Friday, October 10, 2014

Deca-Durabolin Weakens Tendons and Collagen

Is it just a coincidence that bodybuilders are more likely to suffer injuries because of heavy training, or does the use of anabolic steroids have any impact on tendon/collagen strength? The research is very preliminary, as only a few studies have examined the effects of anabolic steroids on tendon and collagen strength. It was shown that anabolic steroids alter the biomechanical properties of tendons and reduce tendon flexibility.

Some interesting theories have been suggested as why heavy anabolic steroid use can cause tendon injury, which is based around cortisol production and anabolic steroids. Researches have demonstrated that anabolic steroids combined with tension overload reduced MMP2 activity (MMP2 is a gene responsible for collagen production) and increased serum values of cortisol. During cortisol treatment, the serum levels of genes responsible for collagen production decrease, suggesting that cortisol suppresses the synthesis of collagen production. The reduction in genes for collagen and tendons have been speculated as to why anabolic steroids makes bodybuilders susceptible to injuries. New research links the use of high doses of anabolic steroids to tendon and collagen dysfunction, which may make a bodybuilder think twice about training heavily while using anabolics.

Researchers examined how heavy use of the anabolic steroid Deca-Durabolin affected collagen strength in rats. The rats were separated into two groups: natural training and training with heavy anabolic steroid use. The dose the researchers administered to the rats was considered supra-physiological – Deca-Durabolin (nandrolone decanoate) 5mg/kg of bodyweight.

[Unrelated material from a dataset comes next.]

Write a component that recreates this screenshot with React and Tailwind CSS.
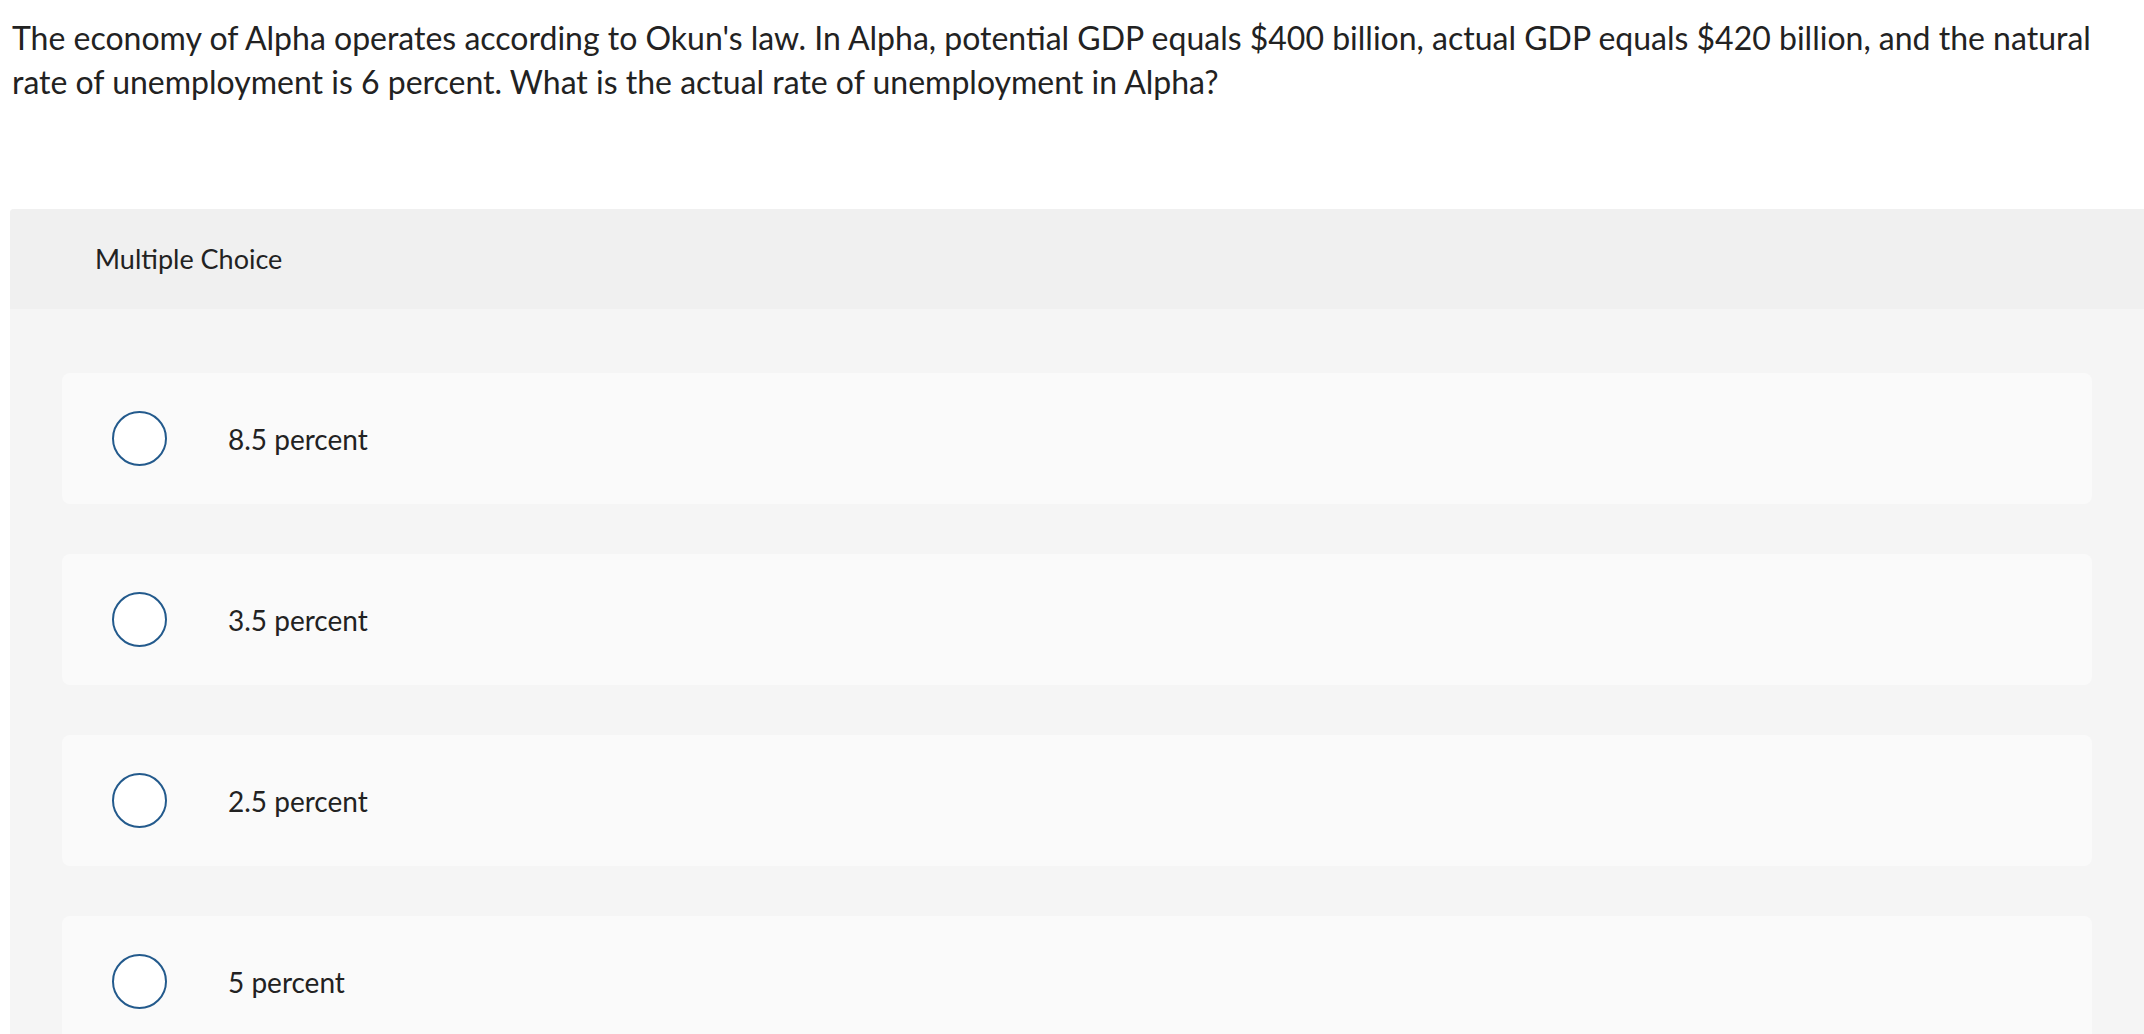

The rats were cleverly forced to perform resistance exercise, but you can’t just tell a rat to start benching – so the researchers attached weights to the rats’ backs. They dropped the rats into a tank of water and the rats immediately jumped out of the water as soon as they were dunked. Every week, the researchers gradually made the weight on the rats’ backs heavier and heavier until at the end of seven weeks the weight was 80 percent of their bodyweight. The researchers dropped the rats in the tank so that they performed this for 4 sets x 10 repetitions of “jumps” with 30-second rest periods. After that, they rats were sacrificed and the rats’ tendons and collagen were examined for gene expression.

There were some very interesting findings after seven weeks of training with anabolic steroids, compared with the natty (natural) group of rats. The natty group did not have any biochemical changes in the rat tendon/collagen properties, while the anabolic steroid group had major changes. The Deca-Durabolin group had reduced biochemical properties of genes involving tendon and collagen strength.

It is interesting to note that anabolic steroids administration reduced the accumulation of IGF-1 mRNA levels in some tendon regions, compared to the non-treated, trained group. This decrease of IGF-1 mRNA levels induced by AAS administration may be related to the observed decreases collagen expression when considering the possible connection between IGF-1 and collagen synthesis. The anabolic steroids treatment also decreased the MMP-2 mRNA expression (this gene encodes an enzyme for collagen).

The above study is similar to another recently published study, which showed that nandrolone impaired the healing of rotator cuffs of rabbits. In the latter study, male rabbits underwent an incision in the rotator cuff and were divided into groups with anabolic steroids (nandrolone decanoate, 10mg/kg) and natural recovery. Groups that did not receive anabolic steroids showed better healing and more tendon strength compared to groups that received anabolic steroids. Microscopic examination of specimens from the groups with anabolic steroid use showed focal fibroblastic reaction and inflammation, suggesting an impaired healing response.

The key point is that many of these studies were using supraphysiological dosages of steroids that could be like the typical Olympia stack – but the new research suggests that a high-volume approach to training with less weight may be a better approach to use for a bodybuilder than a high-intensity, heavy weight program that puts more stress on the tendons and makes them more susceptible to injury.